Forecasting Tech Market Trends 2026
The current market action provides a clear blueprint for the remainder of the year. The early-decade strategy of blindly buying semiconductor manufacturers on every dip is giving way to a more nuanced, risk-adjusted approach. Among the core tech market trends 2026 is the widespread adoption of a barbell investment strategy: holding blue-chip tech hardware at realistic, mean-reverted valuations while aggressively pursuing alpha in regulated, utility-driven cryptocurrency ecosystems.

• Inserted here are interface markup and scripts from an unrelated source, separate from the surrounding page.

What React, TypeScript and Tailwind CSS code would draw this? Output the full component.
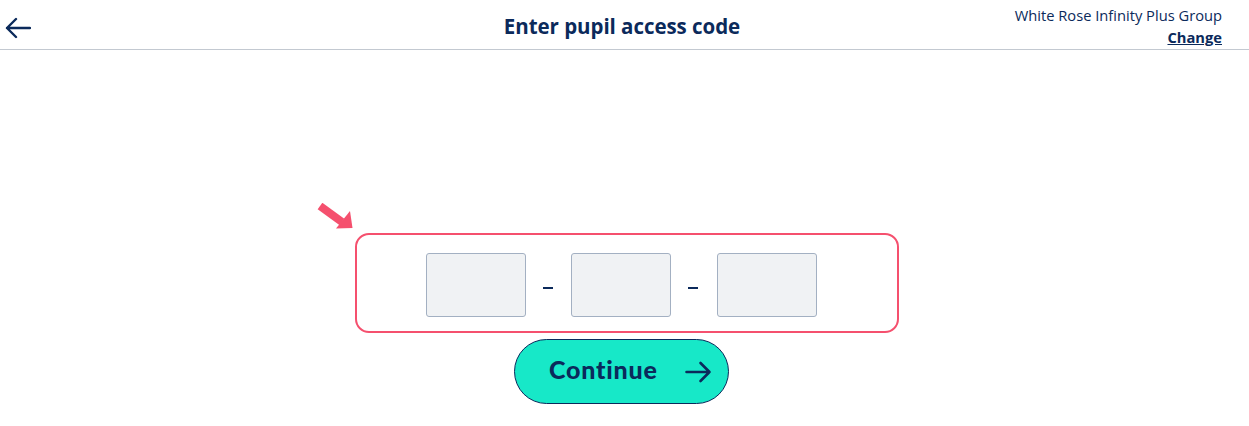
import React from 'react';

const navy = 'text-[#0b2a5b]';

function ArrowLeft() {
  return (
    <svg width="26" height="22" viewBox="0 0 26 22" fill="none">
      <path d="M25 11H2M11 2L2 11L11 20" stroke="#0b2a5b" strokeWidth="2.4" strokeLinecap="round" strokeLinejoin="round" />
    </svg>
  );
}

function ArrowRight() {
  return (
    <svg width="27" height="22" viewBox="0 0 27 22" fill="none">
      <path d="M1.5 11H24.5M15.5 2L24.5 11L15.5 20" stroke="#0b2a5b" strokeWidth="2.6" strokeLinecap="round" strokeLinejoin="round" />
    </svg>
  );
}

function PointerArrow() {
  return (
    <svg width="40" height="30" viewBox="0 0 40 30" fill="none">
      <path d="M3 3L25 19" stroke="#f5506e" strokeWidth="8" />
      <path d="M33 8L35.5 25L19 25.5Z" fill="#f5506e" />
    </svg>
  );
}

export default function App() {
  return (
    <div className="min-h-screen bg-white font-['Open_Sans',sans-serif]">
      {/* header */}
      <header className="h-[50px] border-b border-[#c3c9d1] flex items-center justify-between pl-[5px] pr-[27px]">
        <div className="w-[237px] flex items-center pt-[7px]">
          <ArrowLeft />
        </div>
        <h1 className={`text-[20.5px] font-bold ${navy} tracking-[-0.05px] pt-[4px]`}>
          Enter pupil access code
        </h1>
        <div className={`w-[220px] flex flex-col items-end ${navy} text-[14.7px] leading-[22px] pt-[2px]`}>
          <span>White Rose Infinity Plus Group</span>
          <a href="#" className="font-bold underline">Change</a>
        </div>
      </header>

      {/* code entry */}
      <main className="flex flex-col items-center pt-[183px]">
        <div className="relative ml-[4px] w-[544px] h-[100px] border-2 border-[#f5506e] rounded-[14px] flex items-start pl-[69px] pt-[18px]">
          <div className="absolute left-[-40px] top-[-32px]">
            <PointerArrow />
          </div>
          <div className="w-[100px] h-[64px] bg-[#f0f2f4] border border-[#a3b0c2] rounded-[3px]" />
          <div className="w-[10px] h-[2px] bg-[#0b2a5b] ml-[17px] mr-[18px] mt-[34px]" />
          <div className="w-[100px] h-[64px] bg-[#f0f2f4] border border-[#a3b0c2] rounded-[3px]" />
          <div className="w-[10px] h-[2px] bg-[#0b2a5b] ml-[17px] mr-[19px] mt-[34px]" />
          <div className="w-[100px] h-[64px] bg-[#f0f2f4] border border-[#a3b0c2] rounded-[3px]" />
        </div>

        <button className={`mt-[6px] mr-[6px] w-[215px] h-[65px] rounded-full bg-[#17e8c8] border border-[#0b2a5b] flex items-center pl-[34px] ${navy}`}>
          <span className="text-[25px] font-black font-['Lato',sans-serif] tracking-[0.8px] leading-none pb-[4px]">Continue</span>
          <span className="ml-[27px]"><ArrowRight /></span>
        </button>
      </main>
    </div>
  );
}
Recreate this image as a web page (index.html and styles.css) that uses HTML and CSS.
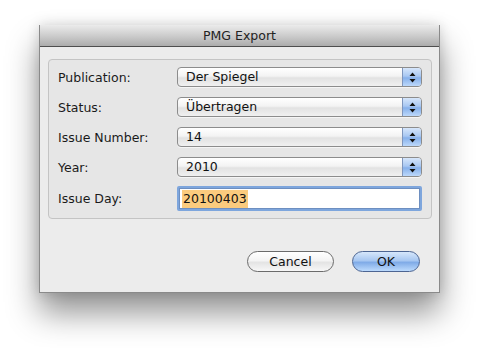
FILE: index.html
```html
<!DOCTYPE html>
<html lang="en">
<head>
    <meta charset="UTF-8">
    <title>PMG Export</title>
    <link rel="stylesheet" href="styles.css">
</head>
<body>
    <div class="sheet">
        <header class="title-bar">PMG Export</header>

        <main class="sheet-body">
            <section class="group-box">
                <div class="form-row">
                    <span class="form-label">Publication:</span>
                    <div class="popup">
                        <span class="popup-value">Der Spiegel</span>
                        <span class="popup-arrows">
                            <svg width="7" height="11" viewBox="0 0 7 11"><path d="M3.5 0.5 L6.5 4 L0.5 4 Z M0.5 7 L6.5 7 L3.5 10.5 Z" fill="#111"/></svg>
                        </span>
                    </div>
                </div>
                <div class="form-row">
                    <span class="form-label">Status:</span>
                    <div class="popup">
                        <span class="popup-value">Übertragen</span>
                        <span class="popup-arrows">
                            <svg width="7" height="11" viewBox="0 0 7 11"><path d="M3.5 0.5 L6.5 4 L0.5 4 Z M0.5 7 L6.5 7 L3.5 10.5 Z" fill="#111"/></svg>
                        </span>
                    </div>
                </div>
                <div class="form-row">
                    <span class="form-label">Issue Number:</span>
                    <div class="popup">
                        <span class="popup-value">14</span>
                        <span class="popup-arrows">
                            <svg width="7" height="11" viewBox="0 0 7 11"><path d="M3.5 0.5 L6.5 4 L0.5 4 Z M0.5 7 L6.5 7 L3.5 10.5 Z" fill="#111"/></svg>
                        </span>
                    </div>
                </div>
                <div class="form-row">
                    <span class="form-label">Year:</span>
                    <div class="popup">
                        <span class="popup-value">2010</span>
                        <span class="popup-arrows">
                            <svg width="7" height="11" viewBox="0 0 7 11"><path d="M3.5 0.5 L6.5 4 L0.5 4 Z M0.5 7 L6.5 7 L3.5 10.5 Z" fill="#111"/></svg>
                        </span>
                    </div>
                </div>
                <div class="form-row field-row">
                    <span class="form-label">Issue Day:</span>
                    <div class="text-field">
                        <span class="selected-text">20100403</span>
                    </div>
                </div>
            </section>

            <div class="button-row">
                <button class="push-button">Cancel</button>
                <button class="push-button default">OK</button>
            </div>
        </main>
    </div>
</body>
</html>
```

FILE: styles.css
```css
* {
    margin: 0;
    padding: 0;
    box-sizing: border-box;
}

body {
    font-family: 'DejaVu Sans', sans-serif;
    font-size: 12.5px;
    color: #111;
    background-color: white;
    width: 480px;
    height: 348px;
    overflow: hidden;
}

/* Dialog window */
.sheet {
    width: 401px;
    height: 268px;
    margin: 25px 0 0 39px;
    background-color: #ececec;
    border: 1px solid #8a8a8a;
    border-top: none;
    box-shadow: 0 20px 30px rgba(0, 0, 0, 0.42), 0 0 12px rgba(0, 0, 0, 0.15);
    display: flex;
    flex-direction: column;
}

.title-bar {
    height: 22px;
    background: linear-gradient(#ebebeb, #cdcdcd 50%, #acacac);
    border-bottom: 1px solid #4e4e4e;
    text-align: center;
    font-size: 12.5px;
    line-height: 22px;
    color: #222;
}

.sheet-body {
    padding: 12px 7px 0 8px;
}

/* Group box */
.group-box {
    height: 160px;
    border: 1px solid #c4c4c4;
    border-radius: 4px;
    background-color: #e6e6e6;
    padding: 7px 9px 0 9px;
    display: flex;
    flex-direction: column;
    gap: 10px;
}

.form-row {
    display: flex;
    align-items: center;
    height: 20px;
}

.field-row {
    height: 25px;
    margin-top: -1px;
}

.form-label {
    width: 119px;
    flex-shrink: 0;
    color: #1a1a1a;
}

/* Popup buttons */
.popup {
    flex: 1;
    height: 20px;
    display: flex;
    align-items: stretch;
    border: 1px solid #8c8c8c;
    border-radius: 4px;
    background: linear-gradient(#ffffff, #f3f3f3 45%, #e2e2e2 55%, #f0f0f0);
    box-shadow: 0 1px 0 rgba(255, 255, 255, 0.6);
    overflow: hidden;
}

.popup-value {
    flex: 1;
    padding-left: 8px;
    line-height: 18px;
}

.popup-arrows {
    width: 19px;
    display: flex;
    align-items: center;
    justify-content: center;
    background: linear-gradient(#d6e6fb, #a9c8f2 45%, #86b0ea 55%, #bcd8fb);
    border-left: 1px solid #7f96bd;
}

/* Text field */
.text-field {
    flex: 1;
    height: 25px;
    border: 2px solid #7ea6dd;
    border-radius: 2px;
    background-color: white;
    box-shadow: inset 0 0 0 1px #6e8fc0;
    padding: 0 0 0 3px;
    display: flex;
    align-items: center;
}

.selected-text {
    background-color: #fbcb7e;
    padding: 1px 1px;
    line-height: 16px;
}

/* Buttons */
.button-row {
    display: flex;
    justify-content: flex-end;
    gap: 18px;
    margin-top: 32px;
    padding-right: 12px;
}

.push-button {
    height: 21px;
    border: 1px solid #6b6b6b;
    border-radius: 11px;
    background: linear-gradient(#ffffff, #f4f4f4 45%, #e4e4e4 55%, #f7f7f7);
    font-family: 'DejaVu Sans', sans-serif;
    font-size: 12.5px;
    color: #111;
    width: 87px;
}

.push-button.default {
    width: 68px;
    border-color: #4d6592;
    background: linear-gradient(#d6e7fb, #a7c7f1 45%, #80abe7 55%, #bcdafd);
}
```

For retail and institutional traders alike, the message from the tape is undeniable. The artificial intelligence hardware supercycle is maturing into a phase of margin defense, profitability proofs, and intense regulatory scrutiny over export controls. Simultaneously, the digital asset space is stepping out of the shadows and into its regulatory legitimacy era. Whether this 5% pullback in chip stocks deepens into a prolonged bear market depends entirely on the next quarter's data center capital expenditure reports. Until those numbers hit the wire, expect the high-stakes tug-of-war between AI infrastructure spending and crypto utility to dominate the global trading desk.